I agree. The automation is broken. See https://github.com/astropy/astropy-tools/issues/178 😢

pllim avatar Feb 08 '24 20:02 pllim

The things are a bit more complicated since the @somilia contract ends up next week. I don't think she will continue to contribute to the project anymore. Even If I make a fake little PR to get the grant for running the CI, I couldn't do it for #497 which has been open by @somilia isn't it?

lmichel avatar Feb 08 '24 21:02 lmichel

Thank for this library - I made some tests for VizieR and I have some suggestions to improve the API usability.

  • hide the level model . I suggest to have only one level in the API with a name like MivotViewer for instance (see example below)
  • extend ModelViewerLevel1 to accept VOTableFile and Resource in the constructor
  • documentation could help ! I could make a vizier example based on a mango position propagation

Example: pseudo-code example (easy to propose, more difficult to implement :) )

from astropy.io.votable import parse
vot = parse("t.vot")
resource = vot.resources[0]
mivot_viewer = MivotViewer(resource)

# print the mivot instance
print(f"Mib=vot instance {mivot_viewer.mivot_class.dm_type}")

for rec in resource.tables[0]:
    mivot_viewer.update(rec)
    # print ra,dec using the mivot object
    print(f"{mivot_viewer.mivot_class.longitude.value},{mivot_viewer.mivot_class.longitude.value})

gilleslandais avatar Feb 20 '24 17:02 gilleslandais

The @gilleslandais post suggests a leak of a more user friendly API. I've been looking at the impact on the current code to implement it. It is actually limited (just rework the mivot_class module) with the condition of keeping the table row iterator inside the MivotViewer to ensure the last row read is consistent with the MIVOT annotations.

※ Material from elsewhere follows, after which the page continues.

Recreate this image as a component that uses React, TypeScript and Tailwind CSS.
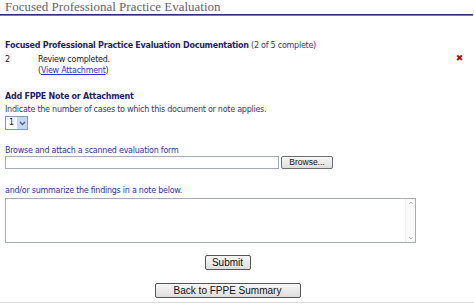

I suggest implementing this improvement in this PR that way.

vot = parse("t.vot")
# Astropy automatically detects where the annotation are
mivot_viewer = MivotViewer(vot)
while mivot_viewer.get_next_row():
    mivot_object = mivot_viewer.instance
    print(f"{mivot_object.dmtype}")
    >>> mango.EpochPropagation
    print(f"{mivot_object.latitude.value} {mivot_object.longitude.value}")
    >>> 12.45 56.87
    print(f"{mivot_object.get_table_row()}"=
    >>> name      ra     dec 
    >>> --------------------------
    >>> mySource 12.45 56.87

If a user want to get a MivotView on a table row he/she has read somewhere else, he/she can use the update mechanism (which already exists):

table_row = some_user_processing_returning_a_table_row(...)
mivot_viewer.update_instance(mivot_object)

With the risk of using a table row inconsistent with the model mapping .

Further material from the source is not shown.